There’s a Henry Moore at the The World of the Celts exhibition in Stuttgart – really very weird and totally out of context. Really can’t see what point the exhibition organisers are trying to make other than, “Look, do you see the similarity between these objects?” Yes, of course there’s a similarity (in form) but so what?

But I thought you'd studied art in Japan LS?
Surely a similarity of form could (Could) imply a similarity of intent?

Because the opposite seems to hold true doesn't it, say (hmmm) take all those amazing soviet statues of people pointing and looking heroic (albeit with ropey behaviour from the soviet state). Compare the thing that motivated the sculptor making those, with (if you like) Henry Moore and the things you think may have been inspiring him.

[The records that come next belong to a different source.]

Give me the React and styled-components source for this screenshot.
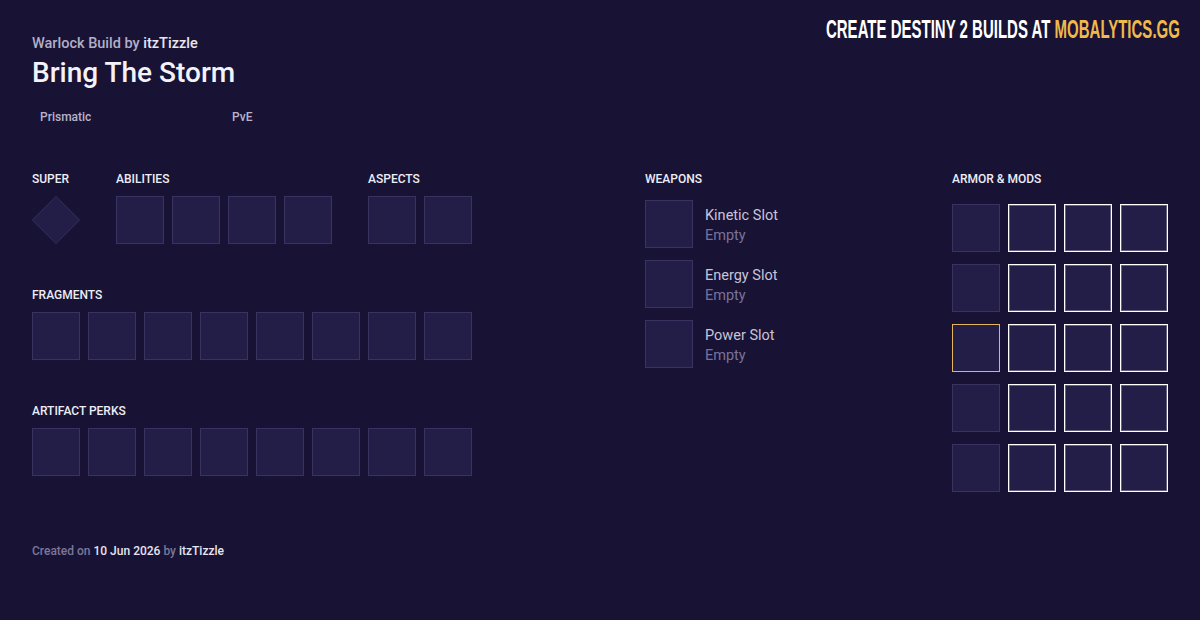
import React from 'react';
import styled, { createGlobalStyle } from 'styled-components';

const GlobalStyle = createGlobalStyle`
  html, body {
    margin: 0;
    padding: 0;
    background: #181334;
  }
  body {
    font-family: Roboto, "Noto Sans", sans-serif;
  }
`;

export const Page = styled.div`
  width: 1200px;
  height: 620px;
  box-sizing: border-box;
  padding: 17px 20px 0 32px;
  background: #181334;
  color: #eceaf4;
  display: flex;
  flex-direction: column;
`;

export const Header = styled.div`
  display: flex;
  justify-content: space-between;
  align-items: flex-start;
`;

export const TitleBlock = styled.div`
  display: flex;
  flex-direction: column;
  padding-top: 17px;
`;

export const Subtitle = styled.div`
  font-size: 14.5px;
  line-height: 20px;
  font-weight: 500;
  color: #b3aec8;
  b {
    color: #e8e6f1;
    font-weight: 500;
  }
`;

export const Title = styled.h1`
  margin: 2px 0 0;
  font-size: 28px;
  line-height: 34px;
  font-weight: 500;
  color: #f4f2f9;
`;

export const Tags = styled.div`
  display: grid;
  grid-template-columns: 192px 192px;
  margin-top: 15px;
`;

export const Tag = styled.div`
  padding: 4px 8px;
  font-size: 12px;
  line-height: 16px;
  font-weight: 500;
  color: #b8b3cb;
`;

export const Promo = styled.div`
  font-family: "Liberation Sans", Arial, sans-serif;
  font-weight: 700;
  font-size: 25px;
  line-height: 28px;
  color: #ffffff;
  white-space: nowrap;
  transform: scaleX(0.6);
  transform-origin: right top;
  margin-top: -2px;
  span {
    color: #f0b94a;
  }
`;

export const Body = styled.div`
  display: grid;
  grid-template-columns: 613px 307px 1fr;
  margin-top: 42px;
`;

export const Column = styled.div`
  display: flex;
  flex-direction: column;
  gap: 43px;
`;

export const Row = styled.div`
  display: flex;
  gap: 36px;
`;

export const Section = styled.div`
  display: flex;
  flex-direction: column;
`;

export const Label = styled.div`
  font-size: 12px;
  line-height: 16px;
  font-weight: 500;
  color: #eeedf5;
  margin-bottom: 9px;
`;

export const Boxes = styled.div`
  display: flex;
  gap: 8px;
`;

export const Box = styled.div`
  width: 48px;
  height: 48px;
  box-sizing: border-box;
  background: #231e47;
  border: 1px solid
    ${(p) => (p.$tone === 'white' ? '#ffffff' : p.$tone === 'gold' ? '#e7b559' : '#3a3361')};
  box-shadow: ${(p) => (p.$tone === 'white' ? 'inset 0 0 0 1px rgba(255, 255, 255, 0.3)' : 'none')};
`;

export const DiamondCell = styled.div`
  width: 48px;
  height: 48px;
  display: flex;
  align-items: center;
  justify-content: center;
`;

export const Diamond = styled.div`
  width: 34px;
  height: 34px;
  box-sizing: border-box;
  background: #231e47;
  border: 1px solid #2f2954;
  transform: rotate(45deg);
`;

export const WeaponList = styled.div`
  display: flex;
  flex-direction: column;
  gap: 12px;
  margin-top: 4px;
`;

export const Weapon = styled.div`
  display: flex;
  align-items: center;
  gap: 12px;
`;

export const WeaponText = styled.div`
  display: flex;
  flex-direction: column;
  margin-top: 3px;
`;

export const SlotName = styled.div`
  font-size: 14.5px;
  line-height: 20px;
  color: #c8c4d9;
`;

export const SlotValue = styled.div`
  font-size: 14.5px;
  line-height: 20px;
  color: #78729a;
`;

export const ArmorGrid = styled.div`
  display: grid;
  grid-template-columns: repeat(4, 48px);
  gap: 12px 8px;
  margin-top: 8px;
`;

export const Footer = styled.div`
  margin-top: 51px;
  font-size: 12px;
  line-height: 16px;
  font-weight: 500;
  color: #7c7699;
  b {
    color: #e6e4ef;
    font-weight: 500;
  }
`;

const range = (n) => Array.from({ length: n }, (_, i) => i);

const weapons = ['Kinetic Slot', 'Energy Slot', 'Power Slot'];

const App = () => {
  return (
    <>
      <GlobalStyle />
      <Page>
        <Header>
          <TitleBlock>
            <Subtitle>
              Warlock Build by <b>itzTizzle</b>
            </Subtitle>
            <Title>Bring The Storm</Title>
            <Tags>
              <Tag>Prismatic</Tag>
              <Tag>PvE</Tag>
            </Tags>
          </TitleBlock>
          <Promo>
            CREATE DESTINY 2 BUILDS AT <span>MOBALYTICS.GG</span>
          </Promo>
        </Header>

        <Body>
          <Column>
            <Row>
              <Section>
                <Label>SUPER</Label>
                <DiamondCell>
                  <Diamond />
                </DiamondCell>
              </Section>
              <Section>
                <Label>ABILITIES</Label>
                <Boxes>
                  {range(4).map((i) => (
                    <Box key={i} />
                  ))}
                </Boxes>
              </Section>
              <Section>
                <Label>ASPECTS</Label>
                <Boxes>
                  {range(2).map((i) => (
                    <Box key={i} />
                  ))}
                </Boxes>
              </Section>
            </Row>
            <Section>
              <Label>FRAGMENTS</Label>
              <Boxes>
                {range(8).map((i) => (
                  <Box key={i} />
                ))}
              </Boxes>
            </Section>
            <Section>
              <Label>ARTIFACT PERKS</Label>
              <Boxes>
                {range(8).map((i) => (
                  <Box key={i} />
                ))}
              </Boxes>
            </Section>
          </Column>

          <Section>
            <Label>WEAPONS</Label>
            <WeaponList>
              {weapons.map((w) => (
                <Weapon key={w}>
                  <Box />
                  <WeaponText>
                    <SlotName>{w}</SlotName>
                    <SlotValue>Empty</SlotValue>
                  </WeaponText>
                </Weapon>
              ))}
            </WeaponList>
          </Section>

          <Section>
            <Label>ARMOR &amp; MODS</Label>
            <ArmorGrid>
              {range(5).map((r) =>
                range(4).map((c) => (
                  <Box
                    key={`${r}-${c}`}
                    $tone={c > 0 ? 'white' : r === 2 ? 'gold' : 'dim'}
                  />
                ))
              )}
            </ArmorGrid>
          </Section>
        </Body>

        <Footer>
          Created on <b>10 Jun 2026</b> by <b>itzTizzle</b>
        </Footer>
      </Page>
    </>
  );
};

export default App;
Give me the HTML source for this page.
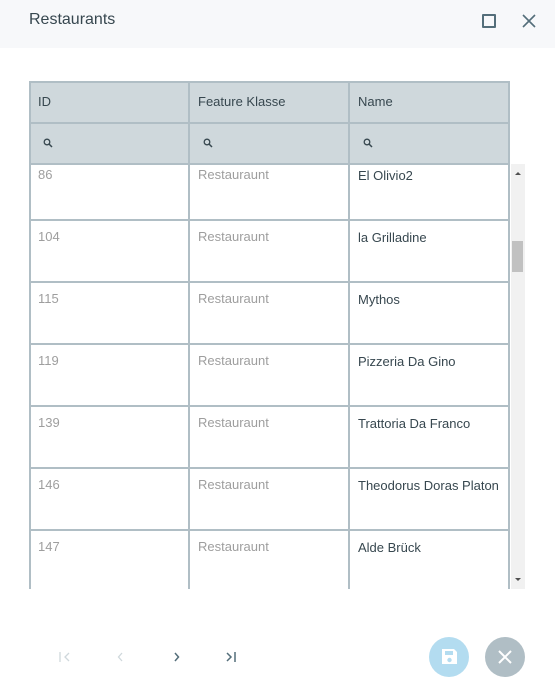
<!DOCTYPE html>
<html><head><style>
*{margin:0;padding:0;box-sizing:border-box}
body{width:555px;height:690px;background:#fff;font-family:"Liberation Sans",sans-serif;position:relative;overflow:hidden}
.hdr{position:absolute;left:0;top:0;width:555px;height:48px;background:#f7f8fa}
.title{position:absolute;left:29px;top:11px;font-size:16px;color:#37474f}
.a{position:absolute}
.th{position:absolute;background:#cfd8dc;border:2px solid #b0bec5}
.txt{position:absolute;font-size:13px}
.g{color:#9e9e9e}.d{color:#37474f}
</style></head><body>
<div class="hdr"></div>
<div class="title">Restaurants</div>
<div class="a" style="left:482px;top:14px;width:14px;height:14px;border:2px solid #546e7a;border-radius:1px"></div>
<svg class="a" style="left:521px;top:13px" width="16" height="16"><path d="M2 2L14 14M14 2L2 14" stroke="#546e7a" stroke-width="1.6"/></svg>

<div class="a" style="left:29px;top:81px;width:480px;height:84px;background:#cfd8dc"></div>
<div id="grid"></div>
<div class="a" style="left:511px;top:164px;width:14px;height:425px;background:#f1f1f1"></div>
<div class="a" style="left:512px;top:241px;width:11px;height:31px;background:#c1c1c1"></div>
<svg class="a" style="left:513px;top:169px" width="10" height="8"><path d="M2 6L5 3L8 6Z" fill="#505050"/></svg>
<svg class="a" style="left:513px;top:576px" width="10" height="8"><path d="M2 2L5 5L8 2Z" fill="#505050"/></svg>

<script>
var h='';
var L='#b0bec5';
function line(x,y,w,hh){h+='<div class="a" style="left:'+x+'px;top:'+y+'px;width:'+w+'px;height:'+hh+'px;background:'+L+'"></div>';}
[29,188,348,508].forEach(function(x){line(x,81,2,508);});
[81,122,163,219,281,343,405,467,529].forEach(function(y){line(29,y,481,2);});
var heads=['ID','Feature Klasse','Name'],xs=[38,198,358];
heads.forEach(function(t,i){h+='<div class="txt" style="left:'+xs[i]+'px;top:94px;color:#37474f">'+t+'</div>';
h+='<svg class="a" style="left:'+(xs[i]+5)+'px;top:138px" width="10" height="10"><circle cx="4" cy="4" r="2.8" stroke="#37474f" stroke-width="1.3" fill="none"/><path d="M6 6L9 9" stroke="#37474f" stroke-width="1.5"/></svg>';});
var rows=[['86','El Olivio2'],['104','la Grilladine'],['115','Mythos'],['119','Pizzeria Da Gino'],['139','Trattoria Da Franco'],['146','Theodorus Doras Platon'],['147','Alde Brück']];
rows.forEach(function(r,i){var y=167+i*62;
h+='<div class="txt g" style="left:38px;top:'+y+'px">'+r[0]+'</div>';
h+='<div class="txt g" style="left:198px;top:'+y+'px">Restauraunt</div>';
h+='<div class="txt d" style="left:358px;top:'+(y+1)+'px">'+r[1]+'</div>';});
document.getElementById('grid').innerHTML=h;
</script>

<svg class="a" style="left:58px;top:650px" width="16" height="14"><path d="M2 2V12M11 3L7 7L11 11" stroke="#cfd8dc" stroke-width="1.3" fill="none"/></svg>
<svg class="a" style="left:114px;top:650px" width="14" height="14"><path d="M8 3L4.5 7L8 11" stroke="#cfd8dc" stroke-width="1.3" fill="none"/></svg>
<svg class="a" style="left:170px;top:650px" width="14" height="14"><path d="M5 3L8.5 7L5 11" stroke="#546e7a" stroke-width="1.5" fill="none"/></svg>
<svg class="a" style="left:224px;top:650px" width="16" height="14"><path d="M3 3L7 7L3 11M11 2V12" stroke="#546e7a" stroke-width="1.5" fill="none"/></svg>

<div class="a" style="left:429px;top:637px;width:40px;height:40px;border-radius:50%;background:#b3dcf0"></div>
<svg class="a" style="left:439px;top:647px" width="20" height="20"><path d="M3 2H15L18 5V17H3Z" fill="#fff"/><rect x="6" y="4" width="8" height="4" fill="#b3dcf0"/><circle cx="10.5" cy="13" r="2.2" fill="#b3dcf0"/></svg>
<div class="a" style="left:485px;top:637px;width:40px;height:40px;border-radius:50%;background:#b0bec5"></div>
<svg class="a" style="left:496px;top:648px" width="18" height="18"><path d="M3 3L15 15M15 3L3 15" stroke="#fff" stroke-width="2"/></svg>
</body></html>
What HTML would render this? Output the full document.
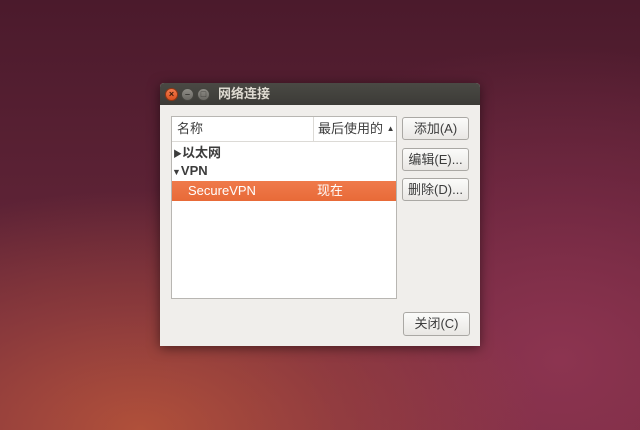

These amazing bits of Ice Age art, which have somehow clung on down the millennia so we can see them - they're not functional objects (though they might decorate functional objects), they're presumably Art, as we recognise it today, perhaps they are the products of those prehistoric artists expressing what was really important to them, the embodiment of ideas that they held important (or to influence the real things that the artwork depicts), or (less complicatedly) just the product of an artist wanting to Do Some Art and depict something they found interesting.

So doesn't having modern art there at the exhibition help us question whether those ancient sculptures etc are 'art' as we understand it today, or perhaps something different? Which might make us examine them differently? Or more closely?

I think it's a good idea myself.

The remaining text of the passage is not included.